Automatic keyphrase extraction by bridging vocabulary gap

  • Authors:
  • Zhiyuan Liu;Xinxiong Chen;Yabin Zheng;Maosong Sun

  • Affiliations:
  • Tsinghua University, Beijing, China;Tsinghua University, Beijing, China;Tsinghua University, Beijing, China;Tsinghua University, Beijing, China

  • Venue:
  • CoNLL '11 Proceedings of the Fifteenth Conference on Computational Natural Language Learning
  • Year:
  • 2011

Quantified Score

Hi-index 0.00

Visualization

Abstract

Keyphrase extraction aims to select a set of terms from a document as a short summary of the document. Most methods extract keyphrases according to their statistical properties in the given document.

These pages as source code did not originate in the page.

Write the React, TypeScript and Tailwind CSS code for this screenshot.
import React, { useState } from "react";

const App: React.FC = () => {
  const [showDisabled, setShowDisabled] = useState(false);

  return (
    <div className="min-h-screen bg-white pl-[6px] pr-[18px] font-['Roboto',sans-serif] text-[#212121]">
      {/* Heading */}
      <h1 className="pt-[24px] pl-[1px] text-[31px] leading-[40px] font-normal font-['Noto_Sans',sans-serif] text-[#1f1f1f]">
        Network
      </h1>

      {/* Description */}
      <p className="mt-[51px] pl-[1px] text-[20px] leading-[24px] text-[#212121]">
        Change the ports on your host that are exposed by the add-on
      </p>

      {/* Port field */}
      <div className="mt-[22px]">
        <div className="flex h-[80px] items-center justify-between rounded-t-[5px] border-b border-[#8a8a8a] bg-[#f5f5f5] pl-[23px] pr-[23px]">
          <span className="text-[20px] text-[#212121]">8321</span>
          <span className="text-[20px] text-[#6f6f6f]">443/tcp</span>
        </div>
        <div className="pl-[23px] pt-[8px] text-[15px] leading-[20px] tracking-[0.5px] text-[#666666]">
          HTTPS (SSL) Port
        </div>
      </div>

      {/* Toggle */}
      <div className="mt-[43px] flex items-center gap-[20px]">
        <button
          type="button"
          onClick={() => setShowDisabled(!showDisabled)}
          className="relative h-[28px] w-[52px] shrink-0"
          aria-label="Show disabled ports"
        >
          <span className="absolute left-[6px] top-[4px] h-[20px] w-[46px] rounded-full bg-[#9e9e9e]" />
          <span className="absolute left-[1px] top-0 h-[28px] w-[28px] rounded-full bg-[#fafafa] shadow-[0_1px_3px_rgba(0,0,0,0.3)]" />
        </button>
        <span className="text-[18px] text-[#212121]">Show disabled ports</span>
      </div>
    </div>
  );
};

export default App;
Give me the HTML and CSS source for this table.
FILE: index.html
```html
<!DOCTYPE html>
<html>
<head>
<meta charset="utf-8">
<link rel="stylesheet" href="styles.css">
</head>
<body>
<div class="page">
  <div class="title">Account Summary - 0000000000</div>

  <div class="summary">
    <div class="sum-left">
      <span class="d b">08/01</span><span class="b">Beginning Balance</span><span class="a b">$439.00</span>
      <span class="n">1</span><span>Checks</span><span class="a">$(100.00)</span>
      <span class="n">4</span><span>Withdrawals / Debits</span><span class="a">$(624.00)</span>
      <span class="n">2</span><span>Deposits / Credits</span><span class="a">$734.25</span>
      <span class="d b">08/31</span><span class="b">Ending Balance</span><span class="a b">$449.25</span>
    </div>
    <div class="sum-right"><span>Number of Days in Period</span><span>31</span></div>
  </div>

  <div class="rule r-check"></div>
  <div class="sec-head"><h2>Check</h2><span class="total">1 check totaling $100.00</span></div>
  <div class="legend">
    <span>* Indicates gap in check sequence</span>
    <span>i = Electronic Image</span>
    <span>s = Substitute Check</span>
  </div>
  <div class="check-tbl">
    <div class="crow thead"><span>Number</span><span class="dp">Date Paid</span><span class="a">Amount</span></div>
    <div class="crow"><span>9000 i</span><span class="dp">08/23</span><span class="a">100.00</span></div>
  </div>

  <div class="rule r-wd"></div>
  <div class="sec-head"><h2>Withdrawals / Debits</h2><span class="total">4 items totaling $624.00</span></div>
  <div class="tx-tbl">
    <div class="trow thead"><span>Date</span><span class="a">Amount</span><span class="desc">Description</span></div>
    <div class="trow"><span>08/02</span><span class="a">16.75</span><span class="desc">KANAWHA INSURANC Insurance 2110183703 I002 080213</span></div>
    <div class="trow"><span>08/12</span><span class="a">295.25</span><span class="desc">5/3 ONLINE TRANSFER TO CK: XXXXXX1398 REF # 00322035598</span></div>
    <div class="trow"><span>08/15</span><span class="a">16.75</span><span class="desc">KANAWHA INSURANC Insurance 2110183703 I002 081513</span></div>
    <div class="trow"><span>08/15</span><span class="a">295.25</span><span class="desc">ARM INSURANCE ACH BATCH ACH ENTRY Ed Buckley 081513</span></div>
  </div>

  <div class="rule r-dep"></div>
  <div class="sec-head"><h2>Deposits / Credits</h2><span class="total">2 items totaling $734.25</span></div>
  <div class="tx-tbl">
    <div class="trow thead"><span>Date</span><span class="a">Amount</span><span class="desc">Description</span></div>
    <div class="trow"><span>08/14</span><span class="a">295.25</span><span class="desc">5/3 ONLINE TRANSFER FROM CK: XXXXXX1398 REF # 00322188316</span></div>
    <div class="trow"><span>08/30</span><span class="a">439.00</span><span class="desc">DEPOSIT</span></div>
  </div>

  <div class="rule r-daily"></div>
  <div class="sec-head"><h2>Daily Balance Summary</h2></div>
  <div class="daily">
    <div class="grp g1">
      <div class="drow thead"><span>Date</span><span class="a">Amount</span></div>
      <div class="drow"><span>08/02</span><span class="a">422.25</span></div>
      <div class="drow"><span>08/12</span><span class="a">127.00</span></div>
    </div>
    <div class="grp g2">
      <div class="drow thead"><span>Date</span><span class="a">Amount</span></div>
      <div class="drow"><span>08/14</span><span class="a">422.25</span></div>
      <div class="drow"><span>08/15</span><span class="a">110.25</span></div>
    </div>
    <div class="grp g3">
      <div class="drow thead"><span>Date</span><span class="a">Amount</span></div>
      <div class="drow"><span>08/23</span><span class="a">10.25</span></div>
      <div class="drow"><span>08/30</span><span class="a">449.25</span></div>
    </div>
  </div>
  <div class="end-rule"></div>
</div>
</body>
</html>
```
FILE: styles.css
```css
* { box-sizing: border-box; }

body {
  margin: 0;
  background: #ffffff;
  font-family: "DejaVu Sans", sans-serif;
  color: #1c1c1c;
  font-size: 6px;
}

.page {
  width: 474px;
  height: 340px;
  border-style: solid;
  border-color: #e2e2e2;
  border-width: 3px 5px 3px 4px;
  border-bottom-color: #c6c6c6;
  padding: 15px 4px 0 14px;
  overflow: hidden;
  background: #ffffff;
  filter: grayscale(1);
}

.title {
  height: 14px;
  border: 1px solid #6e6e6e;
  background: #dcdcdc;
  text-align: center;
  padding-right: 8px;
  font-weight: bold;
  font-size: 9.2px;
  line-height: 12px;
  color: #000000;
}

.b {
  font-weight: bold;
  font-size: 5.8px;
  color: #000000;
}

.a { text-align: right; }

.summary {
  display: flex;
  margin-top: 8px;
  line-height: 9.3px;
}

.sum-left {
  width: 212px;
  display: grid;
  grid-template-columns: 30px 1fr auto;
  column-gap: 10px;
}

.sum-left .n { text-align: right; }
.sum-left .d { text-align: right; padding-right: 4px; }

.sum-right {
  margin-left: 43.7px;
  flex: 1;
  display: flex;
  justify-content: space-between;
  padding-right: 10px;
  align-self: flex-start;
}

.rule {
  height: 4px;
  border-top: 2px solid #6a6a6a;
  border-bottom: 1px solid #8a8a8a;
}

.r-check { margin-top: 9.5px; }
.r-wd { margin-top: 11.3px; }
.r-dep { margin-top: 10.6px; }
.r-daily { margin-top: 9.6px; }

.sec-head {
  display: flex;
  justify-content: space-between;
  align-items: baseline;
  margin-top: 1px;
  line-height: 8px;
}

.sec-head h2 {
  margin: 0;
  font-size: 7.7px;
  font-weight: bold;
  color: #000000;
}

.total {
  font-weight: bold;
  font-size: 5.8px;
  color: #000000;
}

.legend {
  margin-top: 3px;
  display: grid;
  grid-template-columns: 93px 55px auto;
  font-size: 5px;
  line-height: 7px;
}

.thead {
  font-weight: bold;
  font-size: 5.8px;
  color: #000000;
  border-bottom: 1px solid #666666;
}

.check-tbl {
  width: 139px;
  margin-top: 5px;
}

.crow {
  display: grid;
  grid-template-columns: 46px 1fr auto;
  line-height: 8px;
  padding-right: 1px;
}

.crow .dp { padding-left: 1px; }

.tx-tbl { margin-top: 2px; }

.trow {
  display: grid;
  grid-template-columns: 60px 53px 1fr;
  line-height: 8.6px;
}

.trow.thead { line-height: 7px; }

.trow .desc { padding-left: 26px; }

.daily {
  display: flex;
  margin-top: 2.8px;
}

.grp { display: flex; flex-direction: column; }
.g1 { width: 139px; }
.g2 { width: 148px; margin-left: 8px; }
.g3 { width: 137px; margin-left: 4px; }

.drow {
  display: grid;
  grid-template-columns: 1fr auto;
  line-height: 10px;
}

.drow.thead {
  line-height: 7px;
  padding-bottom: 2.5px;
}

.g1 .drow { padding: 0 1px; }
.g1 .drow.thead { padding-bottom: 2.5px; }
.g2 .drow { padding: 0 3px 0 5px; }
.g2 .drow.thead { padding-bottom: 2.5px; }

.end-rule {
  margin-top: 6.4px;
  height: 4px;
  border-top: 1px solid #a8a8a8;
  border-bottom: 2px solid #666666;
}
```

Appropriate keyphrases, however, are not always statistically significant or even do not appear in the given document. This makes a large vocabulary gap between a document and its keyphrases. In this paper, we consider that a document and its keyphrases both describe the same object but are written in two different languages. By regarding keyphrase extraction as a problem of translating from the language of documents to the language of keyphrases, we use word alignment models in statistical machine translation to learn translation probabilities between the words in documents and the words in keyphrases. According to the translation model, we suggest keyphrases given a new document. The suggested keyphrases are not necessarily statistically frequent in the document, which indicates that our method is more flexible and reliable. Experiments on news articles demonstrate that our method outperforms existing unsupervised methods on precision, recall and F-measure.